- **What is being asked**:
Hunt for the word "this" across the entries below, copying each line that holds it.

- **Given records**:
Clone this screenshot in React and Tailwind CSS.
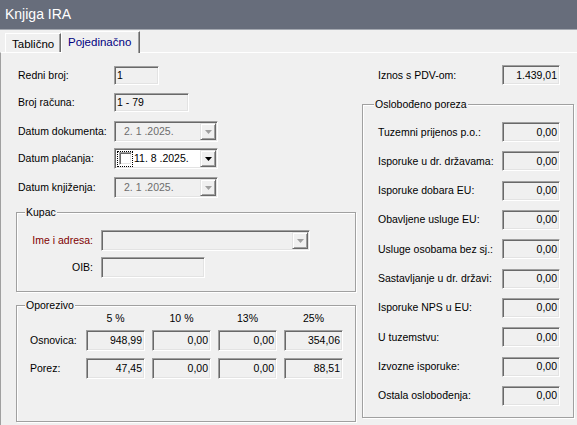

...

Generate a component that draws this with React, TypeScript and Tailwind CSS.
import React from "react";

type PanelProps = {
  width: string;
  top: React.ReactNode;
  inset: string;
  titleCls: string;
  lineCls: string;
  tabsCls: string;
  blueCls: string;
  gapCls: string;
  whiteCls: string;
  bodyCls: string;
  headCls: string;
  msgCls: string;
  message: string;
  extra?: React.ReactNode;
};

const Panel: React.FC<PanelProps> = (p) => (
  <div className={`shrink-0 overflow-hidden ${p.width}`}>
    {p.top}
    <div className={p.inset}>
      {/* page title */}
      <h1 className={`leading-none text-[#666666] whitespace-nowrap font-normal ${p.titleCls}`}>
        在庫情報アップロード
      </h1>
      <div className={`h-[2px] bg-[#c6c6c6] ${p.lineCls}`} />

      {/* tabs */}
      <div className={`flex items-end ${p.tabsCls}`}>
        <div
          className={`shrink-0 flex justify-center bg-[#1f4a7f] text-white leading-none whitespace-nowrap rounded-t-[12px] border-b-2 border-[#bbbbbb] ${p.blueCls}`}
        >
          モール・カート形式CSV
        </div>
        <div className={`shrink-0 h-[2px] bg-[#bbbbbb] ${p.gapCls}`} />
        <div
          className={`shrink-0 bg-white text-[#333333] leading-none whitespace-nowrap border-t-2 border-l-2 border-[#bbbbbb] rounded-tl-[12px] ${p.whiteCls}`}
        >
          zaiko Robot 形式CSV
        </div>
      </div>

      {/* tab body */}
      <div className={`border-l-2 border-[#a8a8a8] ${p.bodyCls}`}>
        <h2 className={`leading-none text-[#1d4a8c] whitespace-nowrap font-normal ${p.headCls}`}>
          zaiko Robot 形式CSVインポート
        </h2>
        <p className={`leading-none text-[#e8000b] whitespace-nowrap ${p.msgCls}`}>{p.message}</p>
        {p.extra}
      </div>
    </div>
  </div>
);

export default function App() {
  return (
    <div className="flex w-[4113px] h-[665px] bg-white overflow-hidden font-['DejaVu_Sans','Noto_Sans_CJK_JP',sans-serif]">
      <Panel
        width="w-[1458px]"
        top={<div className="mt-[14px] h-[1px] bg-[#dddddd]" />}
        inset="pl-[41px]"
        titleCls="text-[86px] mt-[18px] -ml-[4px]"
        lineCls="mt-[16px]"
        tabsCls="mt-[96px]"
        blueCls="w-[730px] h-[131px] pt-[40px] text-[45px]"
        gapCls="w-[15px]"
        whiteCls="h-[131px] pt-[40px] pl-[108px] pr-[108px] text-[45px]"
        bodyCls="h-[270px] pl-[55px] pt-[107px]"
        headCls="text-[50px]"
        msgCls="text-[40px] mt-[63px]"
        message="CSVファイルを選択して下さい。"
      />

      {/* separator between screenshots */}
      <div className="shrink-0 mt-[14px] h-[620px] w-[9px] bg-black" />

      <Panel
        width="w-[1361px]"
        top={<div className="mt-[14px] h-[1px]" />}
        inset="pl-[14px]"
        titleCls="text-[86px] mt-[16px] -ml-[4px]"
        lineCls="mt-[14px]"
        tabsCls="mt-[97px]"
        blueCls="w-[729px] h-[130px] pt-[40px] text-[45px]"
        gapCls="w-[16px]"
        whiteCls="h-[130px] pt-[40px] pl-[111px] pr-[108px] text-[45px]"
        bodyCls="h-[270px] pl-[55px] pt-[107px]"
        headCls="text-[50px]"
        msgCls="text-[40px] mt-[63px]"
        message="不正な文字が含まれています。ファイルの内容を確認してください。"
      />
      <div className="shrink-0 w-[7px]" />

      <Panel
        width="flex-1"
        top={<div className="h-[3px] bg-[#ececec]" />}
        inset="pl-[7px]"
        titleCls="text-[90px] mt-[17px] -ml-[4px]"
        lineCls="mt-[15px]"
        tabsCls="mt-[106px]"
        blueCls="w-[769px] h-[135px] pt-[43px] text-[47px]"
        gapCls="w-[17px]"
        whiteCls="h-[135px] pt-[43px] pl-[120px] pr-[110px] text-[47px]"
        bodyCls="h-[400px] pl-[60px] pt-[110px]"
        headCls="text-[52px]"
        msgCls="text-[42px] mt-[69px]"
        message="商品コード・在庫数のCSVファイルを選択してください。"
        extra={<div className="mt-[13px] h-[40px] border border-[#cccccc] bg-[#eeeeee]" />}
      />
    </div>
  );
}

==

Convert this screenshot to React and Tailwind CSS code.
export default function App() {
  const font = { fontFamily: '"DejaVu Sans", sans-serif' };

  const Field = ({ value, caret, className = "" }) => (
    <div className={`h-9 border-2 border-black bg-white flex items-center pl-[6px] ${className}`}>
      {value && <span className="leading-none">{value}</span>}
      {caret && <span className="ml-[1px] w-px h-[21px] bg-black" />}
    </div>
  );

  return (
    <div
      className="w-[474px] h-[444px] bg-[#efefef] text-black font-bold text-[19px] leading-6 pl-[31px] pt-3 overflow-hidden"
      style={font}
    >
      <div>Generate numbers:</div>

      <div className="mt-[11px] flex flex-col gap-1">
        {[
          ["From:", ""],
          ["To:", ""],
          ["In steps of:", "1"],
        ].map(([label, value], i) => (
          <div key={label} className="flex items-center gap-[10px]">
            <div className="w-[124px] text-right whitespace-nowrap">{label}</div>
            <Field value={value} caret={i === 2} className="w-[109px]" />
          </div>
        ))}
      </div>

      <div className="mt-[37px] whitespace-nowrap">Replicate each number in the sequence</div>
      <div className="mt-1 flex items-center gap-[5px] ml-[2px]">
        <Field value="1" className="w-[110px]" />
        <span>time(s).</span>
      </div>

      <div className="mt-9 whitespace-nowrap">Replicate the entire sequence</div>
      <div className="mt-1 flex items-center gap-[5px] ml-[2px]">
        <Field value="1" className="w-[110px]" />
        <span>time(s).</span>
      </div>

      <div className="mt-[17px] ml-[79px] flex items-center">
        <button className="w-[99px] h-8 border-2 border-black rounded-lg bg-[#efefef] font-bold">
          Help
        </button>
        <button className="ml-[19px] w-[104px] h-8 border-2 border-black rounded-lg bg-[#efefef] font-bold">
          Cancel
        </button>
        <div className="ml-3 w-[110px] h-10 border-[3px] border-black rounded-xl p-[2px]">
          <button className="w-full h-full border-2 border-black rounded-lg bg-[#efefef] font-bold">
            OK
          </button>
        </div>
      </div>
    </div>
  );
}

- **The result**:
Clone this screenshot in React and Tailwind CSS.
Generate a component that draws this with React, TypeScript and Tailwind CSS.
Convert this screenshot to React and Tailwind CSS code.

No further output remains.